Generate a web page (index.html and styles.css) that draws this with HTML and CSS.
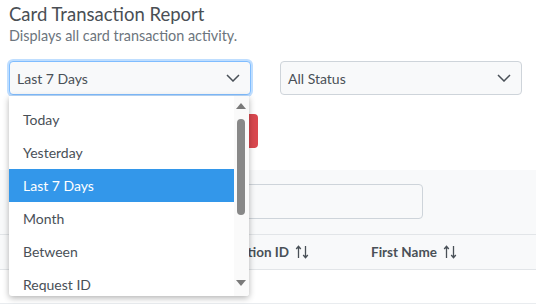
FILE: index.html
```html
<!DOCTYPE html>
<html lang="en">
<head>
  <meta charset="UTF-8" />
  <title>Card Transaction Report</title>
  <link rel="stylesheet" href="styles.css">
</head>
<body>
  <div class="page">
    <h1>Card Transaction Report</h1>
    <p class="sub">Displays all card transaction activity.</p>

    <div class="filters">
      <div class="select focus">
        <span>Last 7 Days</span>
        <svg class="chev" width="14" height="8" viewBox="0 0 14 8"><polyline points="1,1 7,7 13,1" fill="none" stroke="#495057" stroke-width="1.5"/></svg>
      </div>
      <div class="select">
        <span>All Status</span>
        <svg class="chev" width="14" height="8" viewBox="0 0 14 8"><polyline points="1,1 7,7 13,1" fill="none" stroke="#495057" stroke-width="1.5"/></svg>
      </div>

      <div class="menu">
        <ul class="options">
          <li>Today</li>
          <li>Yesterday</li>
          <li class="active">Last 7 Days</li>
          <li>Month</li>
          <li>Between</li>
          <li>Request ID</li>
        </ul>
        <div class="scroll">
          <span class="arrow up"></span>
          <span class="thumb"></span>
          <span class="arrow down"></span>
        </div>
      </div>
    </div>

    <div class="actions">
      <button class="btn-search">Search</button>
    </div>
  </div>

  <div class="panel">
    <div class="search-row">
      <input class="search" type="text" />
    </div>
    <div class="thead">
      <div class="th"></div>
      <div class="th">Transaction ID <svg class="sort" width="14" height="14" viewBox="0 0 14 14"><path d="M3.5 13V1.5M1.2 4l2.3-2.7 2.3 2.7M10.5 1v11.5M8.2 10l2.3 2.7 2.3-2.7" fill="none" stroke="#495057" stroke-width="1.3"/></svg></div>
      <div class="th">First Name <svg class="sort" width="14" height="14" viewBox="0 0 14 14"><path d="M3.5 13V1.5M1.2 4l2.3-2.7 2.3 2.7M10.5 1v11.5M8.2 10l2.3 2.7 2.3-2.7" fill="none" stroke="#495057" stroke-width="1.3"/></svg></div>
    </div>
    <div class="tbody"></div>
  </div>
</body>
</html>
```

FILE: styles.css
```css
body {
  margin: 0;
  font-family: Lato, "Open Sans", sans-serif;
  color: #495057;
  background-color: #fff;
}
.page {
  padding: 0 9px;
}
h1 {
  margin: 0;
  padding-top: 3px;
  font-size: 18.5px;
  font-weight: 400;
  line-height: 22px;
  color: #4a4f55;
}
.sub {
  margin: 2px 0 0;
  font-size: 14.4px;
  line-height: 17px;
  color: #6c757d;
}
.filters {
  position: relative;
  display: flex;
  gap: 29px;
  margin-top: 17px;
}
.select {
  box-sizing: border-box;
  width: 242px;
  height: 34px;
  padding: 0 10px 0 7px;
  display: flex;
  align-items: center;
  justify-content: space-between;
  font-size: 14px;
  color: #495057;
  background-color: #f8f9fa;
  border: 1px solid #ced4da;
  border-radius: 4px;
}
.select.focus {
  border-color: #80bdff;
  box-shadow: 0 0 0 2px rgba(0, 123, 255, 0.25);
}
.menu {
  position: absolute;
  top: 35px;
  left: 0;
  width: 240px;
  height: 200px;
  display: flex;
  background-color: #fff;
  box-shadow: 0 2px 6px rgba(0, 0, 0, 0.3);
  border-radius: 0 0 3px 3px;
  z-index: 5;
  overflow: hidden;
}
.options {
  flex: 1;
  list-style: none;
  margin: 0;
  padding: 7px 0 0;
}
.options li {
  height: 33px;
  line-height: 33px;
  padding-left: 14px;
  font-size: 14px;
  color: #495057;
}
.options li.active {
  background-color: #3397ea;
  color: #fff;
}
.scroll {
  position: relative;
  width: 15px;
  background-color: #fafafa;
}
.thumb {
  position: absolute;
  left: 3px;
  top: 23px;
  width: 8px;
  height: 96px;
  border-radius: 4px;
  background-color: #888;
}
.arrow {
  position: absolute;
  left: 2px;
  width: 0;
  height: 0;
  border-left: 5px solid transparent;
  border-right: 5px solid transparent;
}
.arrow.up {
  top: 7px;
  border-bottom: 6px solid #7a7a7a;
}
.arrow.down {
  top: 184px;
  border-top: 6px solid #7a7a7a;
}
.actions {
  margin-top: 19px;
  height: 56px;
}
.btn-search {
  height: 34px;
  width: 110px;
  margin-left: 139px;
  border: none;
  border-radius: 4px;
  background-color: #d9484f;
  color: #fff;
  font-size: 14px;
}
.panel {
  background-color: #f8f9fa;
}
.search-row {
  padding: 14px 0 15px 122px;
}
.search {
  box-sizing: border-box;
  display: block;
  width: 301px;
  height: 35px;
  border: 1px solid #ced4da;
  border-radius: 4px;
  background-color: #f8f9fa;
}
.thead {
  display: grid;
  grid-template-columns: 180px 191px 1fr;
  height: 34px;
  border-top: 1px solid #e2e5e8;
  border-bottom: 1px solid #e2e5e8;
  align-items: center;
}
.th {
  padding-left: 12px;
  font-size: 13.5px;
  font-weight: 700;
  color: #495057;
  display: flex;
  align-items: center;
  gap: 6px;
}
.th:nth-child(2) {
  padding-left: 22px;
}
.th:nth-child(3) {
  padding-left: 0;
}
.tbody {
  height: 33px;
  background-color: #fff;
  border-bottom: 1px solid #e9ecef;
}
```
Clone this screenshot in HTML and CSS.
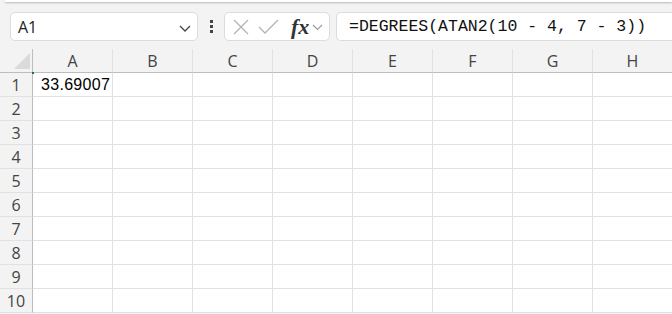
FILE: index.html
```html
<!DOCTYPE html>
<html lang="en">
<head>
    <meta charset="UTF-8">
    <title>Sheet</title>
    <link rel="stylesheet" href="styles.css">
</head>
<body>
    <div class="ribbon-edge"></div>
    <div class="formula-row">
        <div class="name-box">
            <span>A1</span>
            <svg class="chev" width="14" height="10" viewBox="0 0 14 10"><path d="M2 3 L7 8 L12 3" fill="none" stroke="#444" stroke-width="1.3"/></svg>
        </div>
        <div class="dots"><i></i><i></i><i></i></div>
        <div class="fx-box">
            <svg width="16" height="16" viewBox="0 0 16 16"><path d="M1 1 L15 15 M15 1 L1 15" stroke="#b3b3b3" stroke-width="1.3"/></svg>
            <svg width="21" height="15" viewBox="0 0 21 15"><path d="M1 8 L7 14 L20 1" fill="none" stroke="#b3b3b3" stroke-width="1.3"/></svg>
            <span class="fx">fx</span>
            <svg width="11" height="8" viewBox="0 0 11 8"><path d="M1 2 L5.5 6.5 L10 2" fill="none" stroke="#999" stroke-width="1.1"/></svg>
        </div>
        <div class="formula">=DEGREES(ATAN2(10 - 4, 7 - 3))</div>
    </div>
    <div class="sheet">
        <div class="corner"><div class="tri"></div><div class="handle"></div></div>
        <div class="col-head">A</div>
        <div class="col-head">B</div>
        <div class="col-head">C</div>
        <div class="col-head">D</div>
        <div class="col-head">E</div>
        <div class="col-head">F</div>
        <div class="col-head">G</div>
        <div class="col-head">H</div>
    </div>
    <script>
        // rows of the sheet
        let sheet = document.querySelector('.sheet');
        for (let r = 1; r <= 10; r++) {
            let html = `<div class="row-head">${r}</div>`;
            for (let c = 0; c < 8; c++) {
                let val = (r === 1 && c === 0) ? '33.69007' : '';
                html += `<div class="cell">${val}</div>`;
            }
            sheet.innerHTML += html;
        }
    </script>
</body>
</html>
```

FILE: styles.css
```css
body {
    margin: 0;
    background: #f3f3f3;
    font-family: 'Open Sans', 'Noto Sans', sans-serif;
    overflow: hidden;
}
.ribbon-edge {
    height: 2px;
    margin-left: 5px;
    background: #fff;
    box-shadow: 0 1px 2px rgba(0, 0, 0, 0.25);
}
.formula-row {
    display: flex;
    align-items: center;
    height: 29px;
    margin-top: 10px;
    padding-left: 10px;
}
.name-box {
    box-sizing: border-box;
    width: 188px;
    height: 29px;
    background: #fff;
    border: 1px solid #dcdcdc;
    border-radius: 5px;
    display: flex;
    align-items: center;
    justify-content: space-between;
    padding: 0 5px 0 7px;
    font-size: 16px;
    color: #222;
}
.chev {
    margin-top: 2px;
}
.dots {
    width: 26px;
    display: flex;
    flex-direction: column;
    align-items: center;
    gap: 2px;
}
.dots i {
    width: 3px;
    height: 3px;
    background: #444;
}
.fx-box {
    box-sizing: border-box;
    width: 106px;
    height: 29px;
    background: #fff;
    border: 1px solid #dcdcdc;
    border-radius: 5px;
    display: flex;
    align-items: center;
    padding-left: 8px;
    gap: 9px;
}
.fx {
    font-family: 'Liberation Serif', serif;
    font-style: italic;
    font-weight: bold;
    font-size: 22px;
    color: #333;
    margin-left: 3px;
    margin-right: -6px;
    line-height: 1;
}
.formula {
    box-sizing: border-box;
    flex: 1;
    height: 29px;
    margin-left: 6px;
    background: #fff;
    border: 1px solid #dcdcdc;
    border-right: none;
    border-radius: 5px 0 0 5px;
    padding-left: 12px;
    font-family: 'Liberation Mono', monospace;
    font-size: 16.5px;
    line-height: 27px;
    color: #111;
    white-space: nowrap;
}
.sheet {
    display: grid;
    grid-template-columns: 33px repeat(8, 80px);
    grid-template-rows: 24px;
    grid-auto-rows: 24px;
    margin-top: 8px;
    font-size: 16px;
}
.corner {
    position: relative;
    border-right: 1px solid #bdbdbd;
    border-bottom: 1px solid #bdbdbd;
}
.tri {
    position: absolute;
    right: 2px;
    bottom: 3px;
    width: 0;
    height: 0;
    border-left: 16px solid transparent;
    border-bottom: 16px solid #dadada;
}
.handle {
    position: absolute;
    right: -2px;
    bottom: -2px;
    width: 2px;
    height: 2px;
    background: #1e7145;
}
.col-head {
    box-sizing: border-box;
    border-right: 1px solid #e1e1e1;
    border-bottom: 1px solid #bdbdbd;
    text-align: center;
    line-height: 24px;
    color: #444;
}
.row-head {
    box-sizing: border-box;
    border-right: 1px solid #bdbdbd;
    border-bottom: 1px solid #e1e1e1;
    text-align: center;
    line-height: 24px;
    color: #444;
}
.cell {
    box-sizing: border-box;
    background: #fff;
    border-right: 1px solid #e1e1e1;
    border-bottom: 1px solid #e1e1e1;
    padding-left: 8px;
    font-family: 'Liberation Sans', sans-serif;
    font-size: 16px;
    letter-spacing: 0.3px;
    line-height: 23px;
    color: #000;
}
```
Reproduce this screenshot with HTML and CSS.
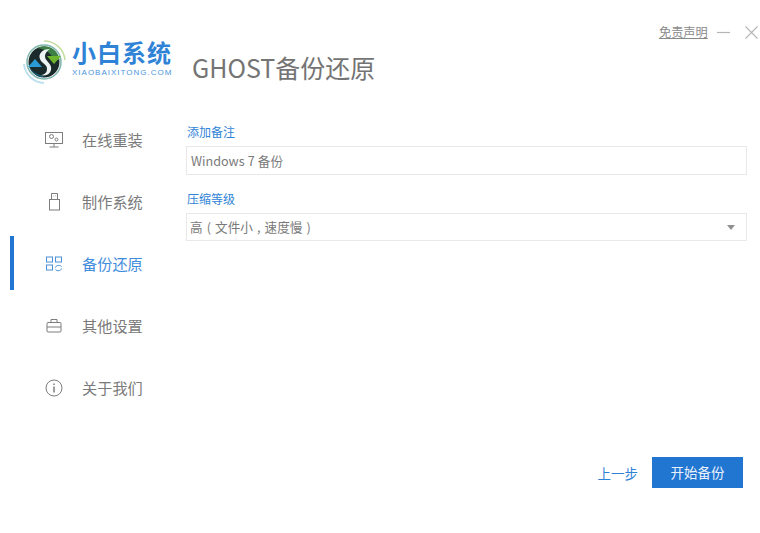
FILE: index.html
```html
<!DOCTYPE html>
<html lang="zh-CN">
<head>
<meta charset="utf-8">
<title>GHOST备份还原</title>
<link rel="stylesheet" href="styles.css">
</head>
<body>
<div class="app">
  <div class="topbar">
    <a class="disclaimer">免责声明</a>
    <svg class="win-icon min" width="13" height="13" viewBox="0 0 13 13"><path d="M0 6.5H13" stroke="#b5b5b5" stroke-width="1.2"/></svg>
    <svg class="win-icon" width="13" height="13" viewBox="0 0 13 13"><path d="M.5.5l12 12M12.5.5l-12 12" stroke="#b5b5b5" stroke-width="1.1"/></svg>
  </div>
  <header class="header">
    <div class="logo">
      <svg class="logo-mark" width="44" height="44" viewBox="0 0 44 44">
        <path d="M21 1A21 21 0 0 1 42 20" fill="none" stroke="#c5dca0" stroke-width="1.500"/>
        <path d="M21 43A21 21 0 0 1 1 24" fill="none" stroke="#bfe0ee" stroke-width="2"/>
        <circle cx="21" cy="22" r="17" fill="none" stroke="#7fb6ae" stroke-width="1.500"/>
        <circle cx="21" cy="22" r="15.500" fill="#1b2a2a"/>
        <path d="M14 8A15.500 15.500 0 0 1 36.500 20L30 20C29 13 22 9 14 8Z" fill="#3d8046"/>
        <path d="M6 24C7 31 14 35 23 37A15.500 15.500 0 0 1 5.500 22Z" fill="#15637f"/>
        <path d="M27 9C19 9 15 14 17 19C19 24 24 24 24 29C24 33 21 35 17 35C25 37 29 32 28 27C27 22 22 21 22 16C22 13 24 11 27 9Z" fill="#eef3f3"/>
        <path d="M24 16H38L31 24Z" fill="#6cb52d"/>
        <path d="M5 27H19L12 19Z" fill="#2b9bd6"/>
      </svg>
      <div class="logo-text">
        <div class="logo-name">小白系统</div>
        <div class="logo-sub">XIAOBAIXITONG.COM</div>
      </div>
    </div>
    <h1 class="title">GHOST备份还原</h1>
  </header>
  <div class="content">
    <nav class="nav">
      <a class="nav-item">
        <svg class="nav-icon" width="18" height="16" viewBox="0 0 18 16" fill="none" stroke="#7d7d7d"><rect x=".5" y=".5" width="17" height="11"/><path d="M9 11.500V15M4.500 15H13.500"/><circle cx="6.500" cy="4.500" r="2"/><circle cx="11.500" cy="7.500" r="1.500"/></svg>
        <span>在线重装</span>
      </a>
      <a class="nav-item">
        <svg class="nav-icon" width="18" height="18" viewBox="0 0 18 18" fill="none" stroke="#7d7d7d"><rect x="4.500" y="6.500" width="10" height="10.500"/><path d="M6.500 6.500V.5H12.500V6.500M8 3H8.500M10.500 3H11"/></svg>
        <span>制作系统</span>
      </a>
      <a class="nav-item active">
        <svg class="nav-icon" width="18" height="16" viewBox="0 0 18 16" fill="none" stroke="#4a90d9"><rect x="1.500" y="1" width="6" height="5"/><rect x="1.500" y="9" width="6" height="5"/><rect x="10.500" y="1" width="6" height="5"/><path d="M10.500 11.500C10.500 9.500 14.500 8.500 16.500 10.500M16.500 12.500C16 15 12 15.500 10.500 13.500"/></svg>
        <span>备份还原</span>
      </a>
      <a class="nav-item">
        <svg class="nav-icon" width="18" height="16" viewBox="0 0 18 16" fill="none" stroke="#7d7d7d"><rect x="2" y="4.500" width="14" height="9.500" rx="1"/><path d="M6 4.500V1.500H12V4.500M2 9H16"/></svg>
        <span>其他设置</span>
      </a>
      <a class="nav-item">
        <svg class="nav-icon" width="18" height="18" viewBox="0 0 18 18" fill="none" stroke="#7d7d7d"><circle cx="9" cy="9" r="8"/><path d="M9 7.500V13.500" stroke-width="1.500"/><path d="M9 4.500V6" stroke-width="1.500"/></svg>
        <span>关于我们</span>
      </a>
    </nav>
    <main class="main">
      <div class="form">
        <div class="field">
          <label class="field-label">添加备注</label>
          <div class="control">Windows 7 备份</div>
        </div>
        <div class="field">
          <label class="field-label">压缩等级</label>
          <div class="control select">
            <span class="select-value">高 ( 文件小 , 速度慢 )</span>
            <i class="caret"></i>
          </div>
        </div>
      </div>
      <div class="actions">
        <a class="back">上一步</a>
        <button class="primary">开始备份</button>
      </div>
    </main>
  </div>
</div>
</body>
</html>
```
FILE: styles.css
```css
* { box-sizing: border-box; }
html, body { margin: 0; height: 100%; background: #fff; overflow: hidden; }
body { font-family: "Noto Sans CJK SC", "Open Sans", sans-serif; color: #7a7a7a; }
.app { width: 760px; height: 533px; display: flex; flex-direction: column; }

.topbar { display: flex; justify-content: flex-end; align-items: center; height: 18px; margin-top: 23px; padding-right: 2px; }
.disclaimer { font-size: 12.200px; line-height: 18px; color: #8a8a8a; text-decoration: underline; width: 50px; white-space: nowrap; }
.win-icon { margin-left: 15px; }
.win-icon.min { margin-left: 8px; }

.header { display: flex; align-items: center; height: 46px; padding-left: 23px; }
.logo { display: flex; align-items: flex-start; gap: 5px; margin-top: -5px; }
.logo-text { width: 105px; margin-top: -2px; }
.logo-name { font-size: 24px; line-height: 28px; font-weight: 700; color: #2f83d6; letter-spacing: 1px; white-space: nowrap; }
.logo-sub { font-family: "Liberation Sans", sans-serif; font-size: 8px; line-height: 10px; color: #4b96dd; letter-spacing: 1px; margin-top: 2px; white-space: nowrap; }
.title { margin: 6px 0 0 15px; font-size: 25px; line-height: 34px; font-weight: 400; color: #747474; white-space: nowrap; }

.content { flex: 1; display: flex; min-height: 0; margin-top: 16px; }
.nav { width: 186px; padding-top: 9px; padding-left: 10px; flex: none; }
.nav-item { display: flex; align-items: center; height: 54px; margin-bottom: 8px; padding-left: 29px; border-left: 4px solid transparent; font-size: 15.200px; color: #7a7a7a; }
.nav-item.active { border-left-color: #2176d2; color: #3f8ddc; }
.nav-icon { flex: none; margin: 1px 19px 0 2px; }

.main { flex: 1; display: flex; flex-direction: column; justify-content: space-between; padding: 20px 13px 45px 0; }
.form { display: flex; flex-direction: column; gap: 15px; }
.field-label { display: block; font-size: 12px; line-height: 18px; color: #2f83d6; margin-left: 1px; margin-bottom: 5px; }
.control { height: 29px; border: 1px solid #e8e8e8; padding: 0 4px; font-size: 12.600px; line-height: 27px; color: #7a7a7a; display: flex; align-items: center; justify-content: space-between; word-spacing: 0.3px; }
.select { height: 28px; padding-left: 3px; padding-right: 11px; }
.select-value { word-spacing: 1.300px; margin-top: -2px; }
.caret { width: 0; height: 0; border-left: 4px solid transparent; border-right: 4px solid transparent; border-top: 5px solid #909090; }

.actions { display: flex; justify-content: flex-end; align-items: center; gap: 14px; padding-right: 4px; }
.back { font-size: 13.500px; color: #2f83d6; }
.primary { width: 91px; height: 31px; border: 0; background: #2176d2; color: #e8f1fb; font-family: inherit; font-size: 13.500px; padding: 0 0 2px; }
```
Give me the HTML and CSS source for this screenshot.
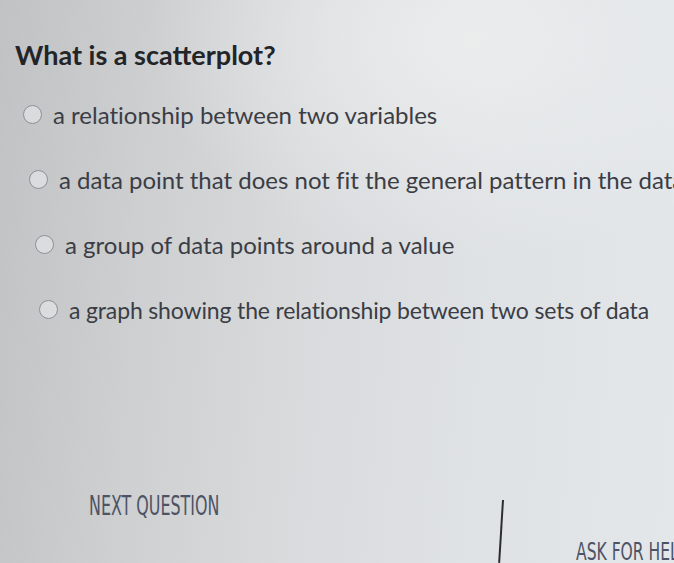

================================

WHAT TO DO: Extract from the data every line where "screenshot" shows up.

PROBLEM SOLUTION:
Clone this screenshot in HTML and CSS.
Reproduce this screenshot with HTML and CSS.
Give me the HTML and CSS source for this screenshot.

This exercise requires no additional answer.